**WHAT IS EXPECTED**:
Reproduce the material word for word; the images stay out.

**SUPPLIED MATERIAL**:
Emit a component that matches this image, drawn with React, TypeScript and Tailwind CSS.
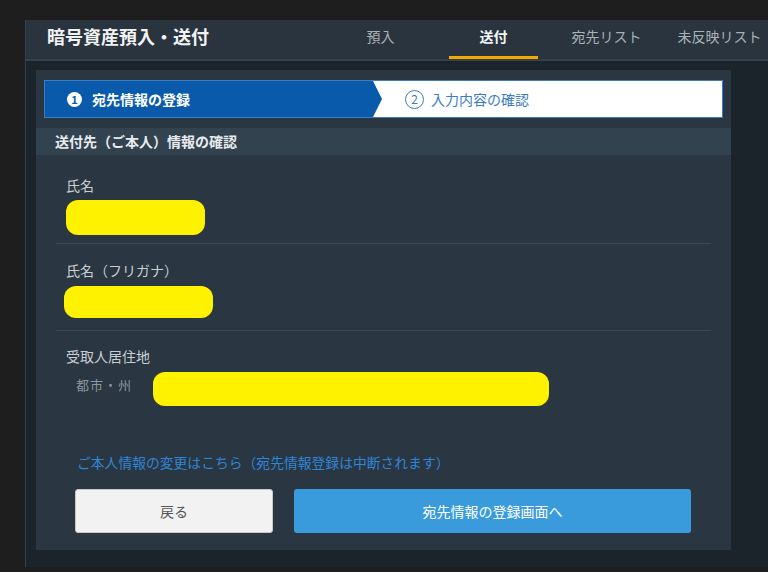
const tabs = ['預入', '送付', '宛先リスト', '未反映リスト'];

const font = { fontFamily: '"Noto Sans CJK JP", "Noto Sans", sans-serif' };

function Redacted({ className }: { className: string }) {
  return <div className={`bg-[#fff200] rounded-[12px] ${className}`} />;
}

export default function App() {
  return (
    <div style={font} className="h-[572px] overflow-hidden bg-[#1e1e1e] pt-[20px] pl-[25px]">
      <div className="h-[547px] border-l border-[#34424e] bg-[#1b242b]">
        {/* Header */}
        <div className="flex h-[39px] items-stretch bg-[#29343e]">
          <div className="flex w-[298px] shrink-0 items-center pb-[7px] pl-[21px] text-[18px] font-bold text-[#f0f2f4]">
            暗号資産預入・送付
          </div>
          {tabs.map((tab) => {
            const active = tab === '送付';
            return (
              <div
                key={tab}
                className={`relative flex w-[113px] shrink-0 items-center justify-center whitespace-nowrap pb-[7px] text-[14px] ${
                  active ? 'font-bold text-[#f4f5f6]' : 'text-[#a9b1b8]'
                }`}
              >
                {tab}
                {active && <div className="absolute bottom-0 left-[12px] right-[12px] h-[3px] bg-[#f5a800]" />}
              </div>
            );
          })}
        </div>
        <div className="h-[2px] bg-[#34414c]" />

        {/* Body */}
        <div className="pt-[9px] pl-[10px]">
          <div className="h-[480px] w-[695px] bg-[#2a3642] pt-[10px]">
            {/* Stepper */}
            <div className="mx-2 flex h-[38px] w-[679px] border border-[#3b7dc0] bg-white">
              <div className="flex w-[337px] shrink-0 items-center gap-[10px] bg-[#0a5aab] pl-[22px] text-[14px] font-bold text-white [clip-path:polygon(0_0,calc(100%-9px)_0,100%_50%,calc(100%-9px)_100%,0_100%)]">
                <span className="flex h-[15px] w-[15px] items-center justify-center rounded-full bg-white text-[11px] font-bold leading-none text-[#0a5aab]">
                  1
                </span>
                宛先情報の登録
              </div>
              <div className="flex items-center gap-[7px] pl-[23px] text-[14px] text-[#3b7dc0]">
                <span className="flex h-[19px] w-[19px] items-center justify-center rounded-full border-[1.5px] border-[#3b7dc0] text-[12px] leading-none">
                  2
                </span>
                入力内容の確認
              </div>
            </div>

            {/* Section header */}
            <div className="mt-[10px] flex h-[27px] items-center bg-[#33424f] pl-[19px] text-[14px] font-bold text-[#e8ebee]">
              送付先（ご本人）情報の確認
            </div>

            {/* Rows */}
            <div className="mx-[20px]">
              <div className="border-b border-[#36495a] pt-[20px] pb-[8px] pl-[10px]">
                <div className="h-[20px] text-[14px] leading-[20px] text-[#c9ced3]">氏名</div>
                <Redacted className="mt-[5px] h-[35px] w-[139px]" />
              </div>
              <div className="border-b border-[#36495a] pt-[16px] pb-[12px] pl-[8px]">
                <div className="h-[20px] pl-[2px] text-[14px] leading-[20px] text-[#c9ced3]">氏名（フリガナ）</div>
                <Redacted className="mt-[6px] h-[32px] w-[149px]" />
              </div>
              <div className="pt-[15px] pl-[10px]">
                <div className="h-[20px] text-[14px] leading-[20px] text-[#c9ced3]">受取人居住地</div>
                <div className="mt-[6px] flex items-center">
                  <div className="w-[87px] shrink-0 pl-[10px] pb-[8px] text-[13px] tracking-[1px] text-[#8c959d]">都市・州</div>
                  <Redacted className="h-[34px] w-[396px]" />
                </div>
              </div>
            </div>

            {/* Link */}
            <div className="mt-[46px] pl-[41px] text-[13.8px] leading-[20px] text-[#2f86d6]">
              ご本人情報の変更はこちら（宛先情報登録は中断されます）
            </div>

            {/* Buttons */}
            <div className="mt-[17px] flex gap-[21px] pl-[39px]">
              <button className="flex h-[44px] w-[198px] items-center justify-center rounded-[3px] border border-[#c8c8c8] bg-[#f2f2f2] text-[14px] text-[#555]">
                戻る
              </button>
              <button className="flex h-[44px] w-[397px] items-center justify-center rounded-[3px] bg-[#3a9bdc] text-[14px] text-white">
                宛先情報の登録画面へ
              </button>
            </div>
          </div>
        </div>
      </div>
    </div>
  );
}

**COMPLETED TASK**:
Emit a component that matches this image, drawn with React, TypeScript and Tailwind CSS.
const tabs = ['預入', '送付', '宛先リスト', '未反映リスト'];

const font = { fontFamily: '"Noto Sans CJK JP", "Noto Sans", sans-serif' };

function Redacted({ className }: { className: string }) {
  return <div className={`bg-[#fff200] rounded-[12px] ${className}`} />;
}

export default function App() {
  return (
    <div style={font} className="h-[572px] overflow-hidden bg-[#1e1e1e] pt-[20px] pl-[25px]">
      <div className="h-[547px] border-l border-[#34424e] bg-[#1b242b]">
        {/* Header */}
        <div className="flex h-[39px] items-stretch bg-[#29343e]">
          <div className="flex w-[298px] shrink-0 items-center pb-[7px] pl-[21px] text-[18px] font-bold text-[#f0f2f4]">
            暗号資産預入・送付
          </div>
          {tabs.map((tab) => {
            const active = tab === '送付';
            return (
              <div
                key={tab}
                className={`relative flex w-[113px] shrink-0 items-center justify-center whitespace-nowrap pb-[7px] text-[14px] ${
                  active ? 'font-bold text-[#f4f5f6]' : 'text-[#a9b1b8]'
                }`}
              >
                {tab}
                {active && <div className="absolute bottom-0 left-[12px] right-[12px] h-[3px] bg-[#f5a800]" />}
              </div>
            );
          })}
        </div>
        <div className="h-[2px] bg-[#34414c]" />

        {/* Body */}
        <div className="pt-[9px] pl-[10px]">
          <div className="h-[480px] w-[695px] bg-[#2a3642] pt-[10px]">
            {/* Stepper */}
            <div className="mx-2 flex h-[38px] w-[679px] border border-[#3b7dc0] bg-white">
              <div className="flex w-[337px] shrink-0 items-center gap-[10px] bg-[#0a5aab] pl-[22px] text-[14px] font-bold text-white [clip-path:polygon(0_0,calc(100%-9px)_0,100%_50%,calc(100%-9px)_100%,0_100%)]">
                <span className="flex h-[15px] w-[15px] items-center justify-center rounded-full bg-white text-[11px] font-bold leading-none text-[#0a5aab]">
                  1
                </span>
                宛先情報の登録
              </div>
              <div className="flex items-center gap-[7px] pl-[23px] text-[14px] text-[#3b7dc0]">
                <span className="flex h-[19px] w-[19px] items-center justify-center rounded-full border-[1.5px] border-[#3b7dc0] text-[12px] leading-none">
                  2
                </span>
                入力内容の確認
              </div>
            </div>

            {/* Section header */}
            <div className="mt-[10px] flex h-[27px] items-center bg-[#33424f] pl-[19px] text-[14px] font-bold text-[#e8ebee]">
              送付先（ご本人）情報の確認
            </div>

            {/* Rows */}
            <div className="mx-[20px]">
              <div className="border-b border-[#36495a] pt-[20px] pb-[8px] pl-[10px]">
                <div className="h-[20px] text-[14px] leading-[20px] text-[#c9ced3]">氏名</div>
                <Redacted className="mt-[5px] h-[35px] w-[139px]" />
              </div>
              <div className="border-b border-[#36495a] pt-[16px] pb-[12px] pl-[8px]">
                <div className="h-[20px] pl-[2px] text-[14px] leading-[20px] text-[#c9ced3]">氏名（フリガナ）</div>
                <Redacted className="mt-[6px] h-[32px] w-[149px]" />
              </div>
              <div className="pt-[15px] pl-[10px]">
                <div className="h-[20px] text-[14px] leading-[20px] text-[#c9ced3]">受取人居住地</div>
                <div className="mt-[6px] flex items-center">
                  <div className="w-[87px] shrink-0 pl-[10px] pb-[8px] text-[13px] tracking-[1px] text-[#8c959d]">都市・州</div>
                  <Redacted className="h-[34px] w-[396px]" />
                </div>
              </div>
            </div>

            {/* Link */}
            <div className="mt-[46px] pl-[41px] text-[13.8px] leading-[20px] text-[#2f86d6]">
              ご本人情報の変更はこちら（宛先情報登録は中断されます）
            </div>

            {/* Buttons */}
            <div className="mt-[17px] flex gap-[21px] pl-[39px]">
              <button className="flex h-[44px] w-[198px] items-center justify-center rounded-[3px] border border-[#c8c8c8] bg-[#f2f2f2] text-[14px] text-[#555]">
                戻る
              </button>
              <button className="flex h-[44px] w-[397px] items-center justify-center rounded-[3px] bg-[#3a9bdc] text-[14px] text-white">
                宛先情報の登録画面へ
              </button>
            </div>
          </div>
        </div>
      </div>
    </div>
  );
}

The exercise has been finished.